Exercise instructions :: All of the material below is to be restated word for word, apart from the pictures.

Source material ::
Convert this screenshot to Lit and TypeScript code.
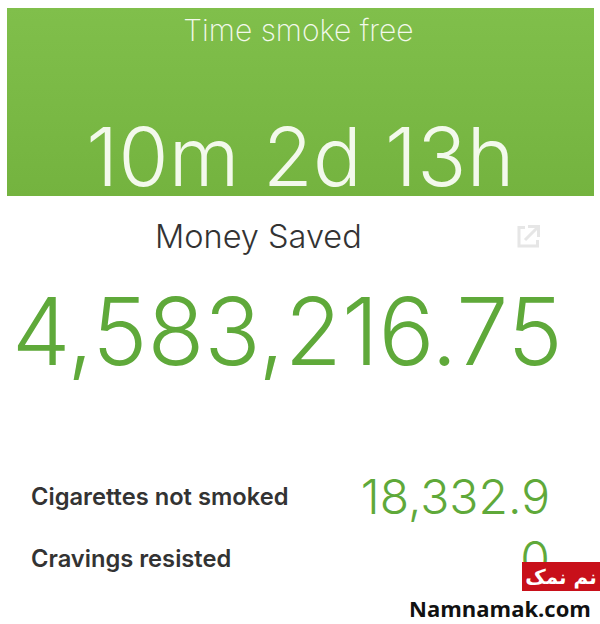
import { LitElement, html, css } from "lit";
import { customElement } from "lit/decorators.js";

@customElement("app-root")
export class AppRoot extends LitElement {
  static styles = css`
    :host { display: block; width: 600px; height: 624px; position: relative; overflow: hidden; background: #fff; font-family: "Inter", "Liberation Sans", sans-serif; }
    .banner { margin: 8px 6px 0 7px; height: 188px; background: linear-gradient(#80bf4b, #74b33f); color: #f3f9ec; display: flex; flex-direction: column; align-items: center; box-sizing: border-box; }
    .banner .t { font-size: 30px; font-weight: 200; line-height: 44px; margin-right: 4px; }
    .banner .v { font-size: 81px; font-weight: 300; line-height: 90px; margin-top: 60px; letter-spacing: 0.3px; white-space: nowrap; }
    .money { display: grid; grid-template-columns: 1fr auto; height: 80px; align-items: center; padding: 0 59px 0 155px; }
    .money .l { font-size: 32.500px; font-weight: 300; color: #333; }
    .money svg { display: block; }
    .big { font-size: 93px; font-weight: 300; color: #5fa93a; line-height: 110px; padding-left: 12px; white-space: nowrap; }
    .rows { margin-top: 84px; padding: 0 50px 0 31px; display: grid; row-gap: 10px; }
    .row { display: flex; justify-content: space-between; align-items: center; height: 52px; }
    .row .n { font-size: 23.700px; font-weight: 600; color: #333; }
    .row .c { font-size: 48px; font-weight: 300; color: #5fa93a; }
    .mark { position: absolute; right: 0; top: 562px; width: 78px; height: 29px; background: #c8101a; color: #fff; font: 700 20px "DejaVu Sans", sans-serif; white-space: nowrap; display: flex; align-items: center; justify-content: center; }
    .site { position: absolute; left: 409px; top: 593px; font: 700 22px "Open Sans", sans-serif; color: #111; }
  `;
  render() {
    return html`
      <div class="banner">
        <div class="t">Time smoke free</div>
        <div class="v">10m 2d 13h</div>
      </div>
      <div class="money">
        <div class="l">Money Saved</div>
        <svg width="24" height="24" viewBox="0 0 24 24" fill="none" stroke="#e6e6e6" stroke-width="3">
          <path d="M8 3.500H2V22H20.500V16"/><path d="M8 16L20 4M11 2.500H21.500V13"/>
        </svg>
      </div>
      <div class="big">4,583,216.75</div>
      <div class="rows">
        <div class="row"><span class="n">Cigarettes not smoked</span><span class="c">18,332.9</span></div>
        <div class="row"><span class="n">Cravings resisted</span><span class="c">0</span></div>
      </div>
      <div class="mark" dir="rtl">نم نمک</div>
      <div class="site">Namnamak.com</div>
    `;
  }
}
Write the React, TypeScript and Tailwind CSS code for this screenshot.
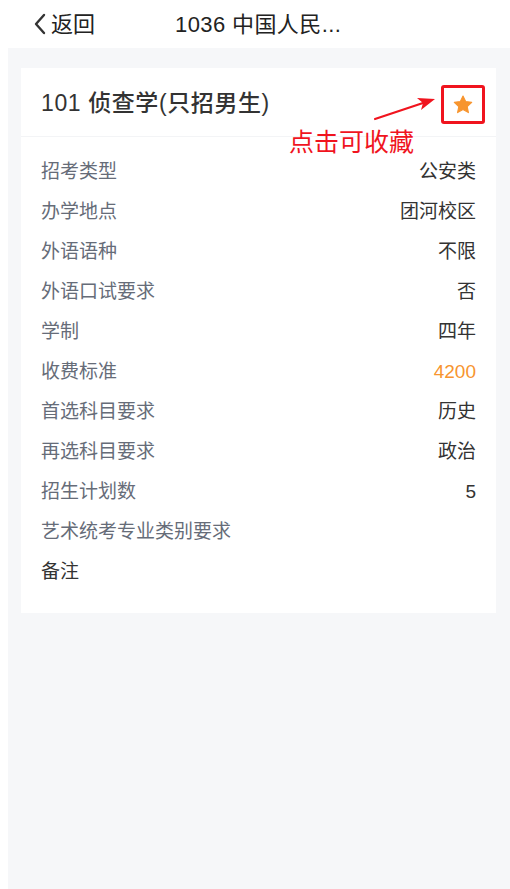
const rows: { label: string; value?: string; accent?: boolean; dark?: boolean }[] = [
  { label: "招考类型", value: "公安类" },
  { label: "办学地点", value: "团河校区" },
  { label: "外语语种", value: "不限" },
  { label: "外语口试要求", value: "否" },
  { label: "学制", value: "四年" },
  { label: "收费标准", value: "4200", accent: true },
  { label: "首选科目要求", value: "历史" },
  { label: "再选科目要求", value: "政治" },
  { label: "招生计划数", value: "5" },
  { label: "艺术统考专业类别要求" },
  { label: "备注", dark: true },
];

export default function App() {
  return (
    <div
      className="w-[510px] h-[889px] bg-white flex flex-col overflow-hidden"
      style={{ fontFamily: '"Liberation Sans", "Noto Sans CJK SC", sans-serif' }}
    >
      <header className="h-12 flex items-center text-[22px] text-[#222]">
        <div className="flex items-center pl-[33px] w-[175px]">
          <svg width="14" height="22" viewBox="0 0 14 22" className="mr-[4px]">
            <path d="M11 2 L3 11 L11 20" fill="none" stroke="#333" strokeWidth="2.4" strokeLinecap="round" strokeLinejoin="round" />
          </svg>
          <span>返回</span>
        </div>
        <span className="tracking-[0.4px]">1036 中国人民...</span>
      </header>

      <main className="flex-1 ml-2 bg-[#f6f7f9] pt-5 pl-[13px] pr-[14px]">
        <section className="relative bg-white">
          <div className="h-[69px] flex items-center pl-5 pr-5 border-b border-[#f3f4f6]">
            <h1 className="text-[23px] tracking-[0.6px] text-[#333] font-medium pt-[2px]">101 侦查学(只招男生)</h1>
          </div>

          {/* annotation: red frame around star */}
          <div className="absolute left-[420px] top-[17px] w-[44px] h-[39px] border-[3px] border-[#f0141e] rounded-[3px] flex items-center justify-center">
            <svg width="22" height="22" viewBox="0 0 24 24">
              <path
                d="M12 2.2l2.9 6.1 6.6.8-4.9 4.6 1.3 6.6L12 17l-5.9 3.3 1.3-6.6-4.9-4.6 6.6-.8z"
                fill="#f7952f"
                stroke="#f7952f"
                strokeWidth="1.2"
                strokeLinejoin="round"
              />
            </svg>
          </div>
          <svg className="absolute left-[352px] top-[24px]" width="64" height="30" viewBox="0 0 64 30">
            <path d="M2 27 L50 11" stroke="#f0141e" strokeWidth="2.2" strokeLinecap="round" />
            <path d="M62 7 L44 6 L50 11 L48 18 Z" fill="#f0141e" />
          </svg>
          <div className="absolute left-[268px] top-[59px] text-[25px] leading-[30px] text-[#f0141e]">点击可收藏</div>

          <div className="pt-[15px] pb-[21px]">
            {rows.map((r) => (
              <div key={r.label} className="h-10 flex items-center justify-between pl-5 pr-5 text-[19px]">
                <span className={r.dark ? "text-[#333]" : "text-[#666c78]"}>{r.label}</span>
                {r.value && (
                  <span className={r.accent ? "text-[#f7952f]" : "text-[#333]"}>{r.value}</span>
                )}
              </div>
            ))}
          </div>
        </section>
      </main>
    </div>
  );
}
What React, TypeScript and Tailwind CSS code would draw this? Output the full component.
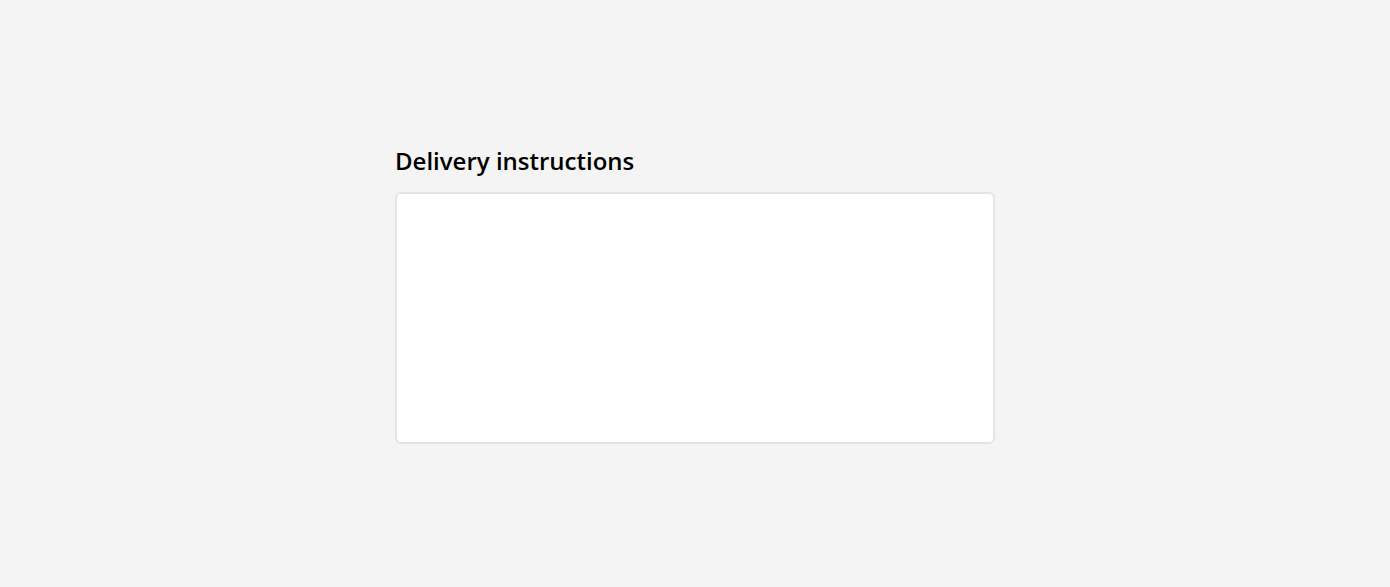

Task response ::
Convert this screenshot to Lit and TypeScript code.
import { LitElement, html, css } from "lit";
import { customElement } from "lit/decorators.js";

@customElement("app-root")
export class AppRoot extends LitElement {
  static styles = css`
    :host { display: block; width: 600px; height: 624px; position: relative; overflow: hidden; background: #fff; font-family: "Inter", "Liberation Sans", sans-serif; }
    .banner { margin: 8px 6px 0 7px; height: 188px; background: linear-gradient(#80bf4b, #74b33f); color: #f3f9ec; display: flex; flex-direction: column; align-items: center; box-sizing: border-box; }
    .banner .t { font-size: 30px; font-weight: 200; line-height: 44px; margin-right: 4px; }
    .banner .v { font-size: 81px; font-weight: 300; line-height: 90px; margin-top: 60px; letter-spacing: 0.3px; white-space: nowrap; }
    .money { display: grid; grid-template-columns: 1fr auto; height: 80px; align-items: center; padding: 0 59px 0 155px; }
    .money .l { font-size: 32.500px; font-weight: 300; color: #333; }
    .money svg { display: block; }
    .big { font-size: 93px; font-weight: 300; color: #5fa93a; line-height: 110px; padding-left: 12px; white-space: nowrap; }
    .rows { margin-top: 84px; padding: 0 50px 0 31px; display: grid; row-gap: 10px; }
    .row { display: flex; justify-content: space-between; align-items: center; height: 52px; }
    .row .n { font-size: 23.700px; font-weight: 600; color: #333; }
    .row .c { font-size: 48px; font-weight: 300; color: #5fa93a; }
    .mark { position: absolute; right: 0; top: 562px; width: 78px; height: 29px; background: #c8101a; color: #fff; font: 700 20px "DejaVu Sans", sans-serif; white-space: nowrap; display: flex; align-items: center; justify-content: center; }
    .site { position: absolute; left: 409px; top: 593px; font: 700 22px "Open Sans", sans-serif; color: #111; }
  `;
  render() {
    return html`
      <div class="banner">
        <div class="t">Time smoke free</div>
        <div class="v">10m 2d 13h</div>
      </div>
      <div class="money">
        <div class="l">Money Saved</div>
        <svg width="24" height="24" viewBox="0 0 24 24" fill="none" stroke="#e6e6e6" stroke-width="3">
          <path d="M8 3.500H2V22H20.500V16"/><path d="M8 16L20 4M11 2.500H21.500V13"/>
        </svg>
      </div>
      <div class="big">4,583,216.75</div>
      <div class="rows">
        <div class="row"><span class="n">Cigarettes not smoked</span><span class="c">18,332.9</span></div>
        <div class="row"><span class="n">Cravings resisted</span><span class="c">0</span></div>
      </div>
      <div class="mark" dir="rtl">نم نمک</div>
      <div class="site">Namnamak.com</div>
    `;
  }
}
Write the React, TypeScript and Tailwind CSS code for this screenshot.
const rows: { label: string; value?: string; accent?: boolean; dark?: boolean }[] = [
  { label: "招考类型", value: "公安类" },
  { label: "办学地点", value: "团河校区" },
  { label: "外语语种", value: "不限" },
  { label: "外语口试要求", value: "否" },
  { label: "学制", value: "四年" },
  { label: "收费标准", value: "4200", accent: true },
  { label: "首选科目要求", value: "历史" },
  { label: "再选科目要求", value: "政治" },
  { label: "招生计划数", value: "5" },
  { label: "艺术统考专业类别要求" },
  { label: "备注", dark: true },
];

export default function App() {
  return (
    <div
      className="w-[510px] h-[889px] bg-white flex flex-col overflow-hidden"
      style={{ fontFamily: '"Liberation Sans", "Noto Sans CJK SC", sans-serif' }}
    >
      <header className="h-12 flex items-center text-[22px] text-[#222]">
        <div className="flex items-center pl-[33px] w-[175px]">
          <svg width="14" height="22" viewBox="0 0 14 22" className="mr-[4px]">
            <path d="M11 2 L3 11 L11 20" fill="none" stroke="#333" strokeWidth="2.4" strokeLinecap="round" strokeLinejoin="round" />
          </svg>
          <span>返回</span>
        </div>
        <span className="tracking-[0.4px]">1036 中国人民...</span>
      </header>

      <main className="flex-1 ml-2 bg-[#f6f7f9] pt-5 pl-[13px] pr-[14px]">
        <section className="relative bg-white">
          <div className="h-[69px] flex items-center pl-5 pr-5 border-b border-[#f3f4f6]">
            <h1 className="text-[23px] tracking-[0.6px] text-[#333] font-medium pt-[2px]">101 侦查学(只招男生)</h1>
          </div>

          {/* annotation: red frame around star */}
          <div className="absolute left-[420px] top-[17px] w-[44px] h-[39px] border-[3px] border-[#f0141e] rounded-[3px] flex items-center justify-center">
            <svg width="22" height="22" viewBox="0 0 24 24">
              <path
                d="M12 2.2l2.9 6.1 6.6.8-4.9 4.6 1.3 6.6L12 17l-5.9 3.3 1.3-6.6-4.9-4.6 6.6-.8z"
                fill="#f7952f"
                stroke="#f7952f"
                strokeWidth="1.2"
                strokeLinejoin="round"
              />
            </svg>
          </div>
          <svg className="absolute left-[352px] top-[24px]" width="64" height="30" viewBox="0 0 64 30">
            <path d="M2 27 L50 11" stroke="#f0141e" strokeWidth="2.2" strokeLinecap="round" />
            <path d="M62 7 L44 6 L50 11 L48 18 Z" fill="#f0141e" />
          </svg>
          <div className="absolute left-[268px] top-[59px] text-[25px] leading-[30px] text-[#f0141e]">点击可收藏</div>

          <div className="pt-[15px] pb-[21px]">
            {rows.map((r) => (
              <div key={r.label} className="h-10 flex items-center justify-between pl-5 pr-5 text-[19px]">
                <span className={r.dark ? "text-[#333]" : "text-[#666c78]"}>{r.label}</span>
                {r.value && (
                  <span className={r.accent ? "text-[#f7952f]" : "text-[#333]"}>{r.value}</span>
                )}
              </div>
            ))}
          </div>
        </section>
      </main>
    </div>
  );
}
What React, TypeScript and Tailwind CSS code would draw this? Output the full component.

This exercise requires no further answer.